Berikut beberapa kasus korupsi besar yang mengguncang Indonesia beserta dampaknya:
- Kasus Korupsi PT Pertamina menjadi sorotan utama dengan kerugian negara diperkirakan mencapai Rp 968,5 triliun akibat penyalahgunaan tata kelola minyak mentah dan produk kilang selama 2018-2023. Kejaksaan Agung telah menetapkan sembilan tersangka, termasuk petinggi anak usaha Pertamina dan broker swasta.
- Kasus Korupsi PT Timah dengan kerugian negara mencapai Rp 300 triliun, melibatkan praktik ilegal dalam tata niaga timah dan kerusakan lingkungan yang sangat besar. Sebanyak 22 orang telah ditetapkan tersangka, termasuk petinggi PT Timah.
- Skandal BLBI yang merugikan negara Rp 138 triliun merupakan kasus lama yang hingga kini belum tuntas penyelesaiannya, menambah daftar panjang mega korupsi di Indonesia.
- Korupsi PT Asabri dan PT Jiwasraya: Kasus manipulasi investasi dan pengelolaan dana yang melibatkan perusahaan asuransi milik negara dan pihak swasta, dengan kerugian negara masing-masing Rp 22,7 triliun dan Rp 16,8 triliun.
- Kasus lain seperti korupsi di PT Trans Pacific Petrochemical Indonesia (TPPI) sebesar Rp 37,8 triliun dan dana pensiun PT Asabri dengan kerugian Rp 22,7 triliun juga menunjukkan betapa luas dan dalamnya jaringan korupsi di berbagai sektor.
Kasus-kasus tersebut tidak hanya menggerogoti keuangan negara, tetapi juga merusak kepercayaan masyarakat terhadap institusi hukum dan pemerintahan.
Korupsi yang melibatkan jaringan kompleks dan beruntun, mengakibatkan sulitnya penangkapan jika tidak disertai dukungan kuat aparat penegak hukum dan transparansi media.
Peraturan Presiden (Perpres) Nomor 46 Tahun 2025 yang mengurangi peran KPK dan menempatkan Aparat Pengawasan Internal Pemerintah (APIP) sebagai filter awal diduga menghambat proses hukum dan membuka peluang penyalahgunaan, sehingga berpotensi melindungi koruptor.
Mengingat begitu panjang hasil rentetan korupsi yang tersalurkan, serta berbagai pihak yang berusaha saling melindungi satu sama lain, Fenomena “no viral no justice” menegaskan pentingnya peran media dalam mengawal proses hukum.
Namun, media juga harus menjaga independensi peradilan dengan tidak menjatuhkan vonis sebelum proses hukum selesai.

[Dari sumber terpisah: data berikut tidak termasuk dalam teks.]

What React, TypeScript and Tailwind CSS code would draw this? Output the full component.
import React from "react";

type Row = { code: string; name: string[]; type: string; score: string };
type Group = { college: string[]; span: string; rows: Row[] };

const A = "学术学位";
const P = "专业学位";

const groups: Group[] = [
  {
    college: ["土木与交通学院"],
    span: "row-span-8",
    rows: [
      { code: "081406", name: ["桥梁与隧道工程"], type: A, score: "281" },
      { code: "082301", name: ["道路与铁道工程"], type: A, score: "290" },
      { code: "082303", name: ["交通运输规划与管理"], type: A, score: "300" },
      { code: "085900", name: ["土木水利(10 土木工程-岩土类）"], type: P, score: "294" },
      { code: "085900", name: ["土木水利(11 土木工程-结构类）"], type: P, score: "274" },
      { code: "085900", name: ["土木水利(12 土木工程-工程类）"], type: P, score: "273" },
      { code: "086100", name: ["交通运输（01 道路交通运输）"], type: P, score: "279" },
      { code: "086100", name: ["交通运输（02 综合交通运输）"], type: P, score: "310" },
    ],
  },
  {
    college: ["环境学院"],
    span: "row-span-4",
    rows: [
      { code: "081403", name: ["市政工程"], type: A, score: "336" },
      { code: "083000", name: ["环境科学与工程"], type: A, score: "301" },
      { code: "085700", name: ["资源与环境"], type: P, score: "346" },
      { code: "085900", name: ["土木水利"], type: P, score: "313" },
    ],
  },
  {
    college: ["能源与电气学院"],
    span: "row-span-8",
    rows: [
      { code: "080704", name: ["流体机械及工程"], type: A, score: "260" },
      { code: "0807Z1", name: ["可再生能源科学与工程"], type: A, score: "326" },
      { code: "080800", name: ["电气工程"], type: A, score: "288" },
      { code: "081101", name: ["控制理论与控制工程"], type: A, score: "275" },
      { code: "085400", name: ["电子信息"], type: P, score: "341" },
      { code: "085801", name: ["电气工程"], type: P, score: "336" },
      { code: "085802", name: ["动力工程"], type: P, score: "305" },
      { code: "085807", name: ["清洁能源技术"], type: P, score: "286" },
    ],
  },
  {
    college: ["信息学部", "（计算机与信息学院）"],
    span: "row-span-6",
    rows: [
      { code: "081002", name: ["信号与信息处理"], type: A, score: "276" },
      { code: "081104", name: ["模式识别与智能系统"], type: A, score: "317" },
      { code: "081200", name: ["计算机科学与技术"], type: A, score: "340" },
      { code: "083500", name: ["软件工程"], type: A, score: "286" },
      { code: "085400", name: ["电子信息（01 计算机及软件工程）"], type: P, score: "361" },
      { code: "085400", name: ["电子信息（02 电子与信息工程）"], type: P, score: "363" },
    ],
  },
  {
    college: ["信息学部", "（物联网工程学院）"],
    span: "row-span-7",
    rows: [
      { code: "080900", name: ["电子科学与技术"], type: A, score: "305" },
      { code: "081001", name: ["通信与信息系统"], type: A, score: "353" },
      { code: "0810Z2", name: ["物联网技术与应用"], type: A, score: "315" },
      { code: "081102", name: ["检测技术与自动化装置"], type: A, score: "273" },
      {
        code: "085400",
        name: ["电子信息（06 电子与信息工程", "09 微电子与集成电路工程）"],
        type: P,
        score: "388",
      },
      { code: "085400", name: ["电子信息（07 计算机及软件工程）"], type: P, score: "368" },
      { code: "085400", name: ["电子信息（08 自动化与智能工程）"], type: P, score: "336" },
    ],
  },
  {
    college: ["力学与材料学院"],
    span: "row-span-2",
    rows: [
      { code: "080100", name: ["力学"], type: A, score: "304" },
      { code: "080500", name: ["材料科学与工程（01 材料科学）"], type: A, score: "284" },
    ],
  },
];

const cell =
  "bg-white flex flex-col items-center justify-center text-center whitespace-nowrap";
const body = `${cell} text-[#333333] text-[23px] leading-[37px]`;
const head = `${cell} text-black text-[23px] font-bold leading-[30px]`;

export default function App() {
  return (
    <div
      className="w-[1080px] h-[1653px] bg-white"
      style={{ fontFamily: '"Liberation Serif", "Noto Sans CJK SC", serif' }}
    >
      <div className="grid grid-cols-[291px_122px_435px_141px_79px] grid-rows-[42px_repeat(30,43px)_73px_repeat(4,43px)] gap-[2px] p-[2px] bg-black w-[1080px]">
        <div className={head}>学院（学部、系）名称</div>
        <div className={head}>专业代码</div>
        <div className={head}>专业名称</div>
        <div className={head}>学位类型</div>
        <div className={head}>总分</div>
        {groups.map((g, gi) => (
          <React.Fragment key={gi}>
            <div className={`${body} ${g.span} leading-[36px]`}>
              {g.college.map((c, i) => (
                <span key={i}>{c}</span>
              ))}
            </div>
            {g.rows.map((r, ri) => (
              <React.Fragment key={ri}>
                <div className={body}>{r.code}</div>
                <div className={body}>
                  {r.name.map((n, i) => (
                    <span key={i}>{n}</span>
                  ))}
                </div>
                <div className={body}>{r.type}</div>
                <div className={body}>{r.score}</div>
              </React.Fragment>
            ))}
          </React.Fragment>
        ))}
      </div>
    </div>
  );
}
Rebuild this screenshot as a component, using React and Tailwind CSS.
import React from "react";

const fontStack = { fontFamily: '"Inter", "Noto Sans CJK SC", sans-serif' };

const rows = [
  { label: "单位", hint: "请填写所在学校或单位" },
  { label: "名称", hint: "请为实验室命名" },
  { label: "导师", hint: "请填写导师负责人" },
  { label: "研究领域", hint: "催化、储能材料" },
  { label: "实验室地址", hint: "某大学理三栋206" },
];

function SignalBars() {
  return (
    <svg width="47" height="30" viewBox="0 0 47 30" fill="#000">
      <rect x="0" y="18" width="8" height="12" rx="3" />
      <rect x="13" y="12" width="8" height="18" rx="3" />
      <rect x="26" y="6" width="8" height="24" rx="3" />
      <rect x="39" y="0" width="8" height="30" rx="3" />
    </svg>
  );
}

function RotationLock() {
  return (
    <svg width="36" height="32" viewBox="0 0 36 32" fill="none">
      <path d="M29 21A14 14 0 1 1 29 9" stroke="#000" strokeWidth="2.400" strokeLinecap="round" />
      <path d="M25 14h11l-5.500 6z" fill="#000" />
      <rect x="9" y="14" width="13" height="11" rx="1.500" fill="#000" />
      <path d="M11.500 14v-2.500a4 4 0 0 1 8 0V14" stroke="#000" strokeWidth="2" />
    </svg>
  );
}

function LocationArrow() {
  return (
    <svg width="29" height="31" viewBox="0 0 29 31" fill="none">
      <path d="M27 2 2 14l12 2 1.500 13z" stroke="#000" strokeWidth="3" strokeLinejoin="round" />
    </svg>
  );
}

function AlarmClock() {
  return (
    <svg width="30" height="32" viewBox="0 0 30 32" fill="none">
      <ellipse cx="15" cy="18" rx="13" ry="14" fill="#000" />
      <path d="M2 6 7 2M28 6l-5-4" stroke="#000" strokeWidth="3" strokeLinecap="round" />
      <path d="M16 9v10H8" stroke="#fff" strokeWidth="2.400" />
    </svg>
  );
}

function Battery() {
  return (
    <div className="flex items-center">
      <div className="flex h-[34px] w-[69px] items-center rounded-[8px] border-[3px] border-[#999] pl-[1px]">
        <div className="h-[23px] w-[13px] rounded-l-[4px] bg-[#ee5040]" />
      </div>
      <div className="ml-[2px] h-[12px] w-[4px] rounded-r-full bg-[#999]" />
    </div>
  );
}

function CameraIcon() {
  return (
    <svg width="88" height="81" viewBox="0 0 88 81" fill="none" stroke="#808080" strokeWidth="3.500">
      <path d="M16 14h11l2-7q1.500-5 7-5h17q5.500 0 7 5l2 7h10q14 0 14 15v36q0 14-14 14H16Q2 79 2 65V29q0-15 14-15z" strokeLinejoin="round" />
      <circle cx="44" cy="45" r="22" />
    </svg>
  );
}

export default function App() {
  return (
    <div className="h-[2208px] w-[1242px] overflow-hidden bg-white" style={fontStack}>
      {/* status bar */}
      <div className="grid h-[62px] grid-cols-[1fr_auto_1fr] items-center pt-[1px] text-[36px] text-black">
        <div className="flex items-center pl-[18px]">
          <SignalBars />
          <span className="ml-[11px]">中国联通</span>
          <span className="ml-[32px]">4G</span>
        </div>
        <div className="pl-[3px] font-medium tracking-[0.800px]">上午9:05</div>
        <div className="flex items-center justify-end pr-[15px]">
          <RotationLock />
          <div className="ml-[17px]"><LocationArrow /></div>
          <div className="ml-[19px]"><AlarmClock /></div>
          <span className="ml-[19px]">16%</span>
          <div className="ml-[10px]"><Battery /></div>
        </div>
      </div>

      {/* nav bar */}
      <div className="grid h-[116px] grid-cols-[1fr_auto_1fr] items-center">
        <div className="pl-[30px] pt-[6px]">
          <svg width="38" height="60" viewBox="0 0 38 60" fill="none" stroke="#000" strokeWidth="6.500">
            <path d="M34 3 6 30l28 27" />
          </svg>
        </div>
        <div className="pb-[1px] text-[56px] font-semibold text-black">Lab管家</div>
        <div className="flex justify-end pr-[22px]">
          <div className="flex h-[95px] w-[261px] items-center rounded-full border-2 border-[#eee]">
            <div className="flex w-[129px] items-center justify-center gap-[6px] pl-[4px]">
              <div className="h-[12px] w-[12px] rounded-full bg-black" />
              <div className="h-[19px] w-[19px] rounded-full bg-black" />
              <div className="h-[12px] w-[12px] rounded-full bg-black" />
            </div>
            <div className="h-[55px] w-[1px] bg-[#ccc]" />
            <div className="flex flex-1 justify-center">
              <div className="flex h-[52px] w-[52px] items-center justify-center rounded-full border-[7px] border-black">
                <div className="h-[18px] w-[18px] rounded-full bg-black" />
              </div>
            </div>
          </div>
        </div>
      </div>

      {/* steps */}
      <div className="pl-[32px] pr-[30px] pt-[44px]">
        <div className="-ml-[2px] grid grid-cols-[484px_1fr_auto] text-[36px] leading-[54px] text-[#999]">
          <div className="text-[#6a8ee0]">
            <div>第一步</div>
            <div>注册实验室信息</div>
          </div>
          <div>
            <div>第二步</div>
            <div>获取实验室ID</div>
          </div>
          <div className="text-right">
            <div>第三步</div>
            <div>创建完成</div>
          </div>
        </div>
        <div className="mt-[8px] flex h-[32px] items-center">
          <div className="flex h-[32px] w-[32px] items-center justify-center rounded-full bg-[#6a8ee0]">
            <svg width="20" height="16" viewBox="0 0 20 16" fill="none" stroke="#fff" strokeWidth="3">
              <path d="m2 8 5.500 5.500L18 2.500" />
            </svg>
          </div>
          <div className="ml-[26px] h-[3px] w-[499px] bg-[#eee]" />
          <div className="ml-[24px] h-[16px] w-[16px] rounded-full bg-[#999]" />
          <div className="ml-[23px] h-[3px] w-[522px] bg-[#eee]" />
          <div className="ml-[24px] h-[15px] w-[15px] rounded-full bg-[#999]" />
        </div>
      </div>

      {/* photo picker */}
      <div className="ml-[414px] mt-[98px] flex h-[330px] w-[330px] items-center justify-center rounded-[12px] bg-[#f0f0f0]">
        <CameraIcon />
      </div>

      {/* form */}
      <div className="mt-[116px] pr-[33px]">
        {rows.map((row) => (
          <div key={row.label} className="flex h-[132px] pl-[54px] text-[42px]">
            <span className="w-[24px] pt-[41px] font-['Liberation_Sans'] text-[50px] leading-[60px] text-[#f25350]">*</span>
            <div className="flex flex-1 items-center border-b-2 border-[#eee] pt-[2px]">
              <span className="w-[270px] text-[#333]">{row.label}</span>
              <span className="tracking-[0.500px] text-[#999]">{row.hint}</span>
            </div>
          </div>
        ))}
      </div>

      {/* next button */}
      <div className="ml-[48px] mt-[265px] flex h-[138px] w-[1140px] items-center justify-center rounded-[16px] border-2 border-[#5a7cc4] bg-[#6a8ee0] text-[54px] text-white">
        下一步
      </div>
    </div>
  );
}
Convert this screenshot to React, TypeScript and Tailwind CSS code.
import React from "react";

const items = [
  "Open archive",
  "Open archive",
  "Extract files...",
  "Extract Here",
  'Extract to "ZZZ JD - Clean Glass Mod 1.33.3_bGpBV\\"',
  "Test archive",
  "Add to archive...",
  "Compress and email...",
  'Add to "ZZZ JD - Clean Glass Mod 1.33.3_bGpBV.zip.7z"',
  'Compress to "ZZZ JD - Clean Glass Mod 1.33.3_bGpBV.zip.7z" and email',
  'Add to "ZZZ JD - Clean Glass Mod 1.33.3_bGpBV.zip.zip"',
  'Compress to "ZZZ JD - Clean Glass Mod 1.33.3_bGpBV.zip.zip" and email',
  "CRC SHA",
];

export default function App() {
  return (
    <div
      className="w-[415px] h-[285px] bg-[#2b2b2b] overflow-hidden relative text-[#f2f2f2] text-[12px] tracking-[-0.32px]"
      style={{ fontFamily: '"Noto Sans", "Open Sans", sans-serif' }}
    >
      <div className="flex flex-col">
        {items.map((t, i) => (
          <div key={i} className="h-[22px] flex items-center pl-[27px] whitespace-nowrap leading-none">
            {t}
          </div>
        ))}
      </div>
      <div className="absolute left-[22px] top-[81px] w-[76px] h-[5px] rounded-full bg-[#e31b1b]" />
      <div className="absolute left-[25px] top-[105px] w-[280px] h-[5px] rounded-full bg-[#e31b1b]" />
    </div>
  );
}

Selain itu, media juga harus berani menahan diri untuk tidak menggiring opini publik atau menciptakan kekacauan yang dapat memicu kecemasan dan potensi penyebaran hoaks di masyarakat.
Sikap ini penting agar media tetap berperan sebagai pengawal keadilan yang objektif dan bertanggung jawab.
Indeks Persepsi Korupsi Indonesia yang hanya mencapai 37 poin pada 2024 menegaskan bahwa upaya pemberantasan korupsi masih jauh dari kata berhasil.
Penegakan hukum harus lebih tegas dan transparan, tanpa hambatan birokrasi yang memperlambat proses penyidikan dan penuntutan korupsi.
Serta diperlukan penguatan peran KPK sebagai lembaga independen sangat penting agar tidak tergeser oleh lembaga lain dalam menangani kasus korupsi besar.
Selanjutnya, diadakan pendidikan anti-korupsi dan keterlibatan aktif masyarakat sipil untuk membangun budaya antikorupsi yang kuat di semua lini masyarakat.
Reformasi menyeluruh dalam tata kelola pemerintahan dan BUMN/BUMS menjadi keniscayaan untuk membangun sistem yang bersih dan berkeadilan demi masa depan bangsa.
Upaya pemberantasan korupsi harus menjadi prioritas nasional dengan sinergi antara pemerintah, penegak hukum, media, dan masyarakat agar kepercayaan publik terhadap sistem hukum dan pemerintahan dapat pulih dan terjaga.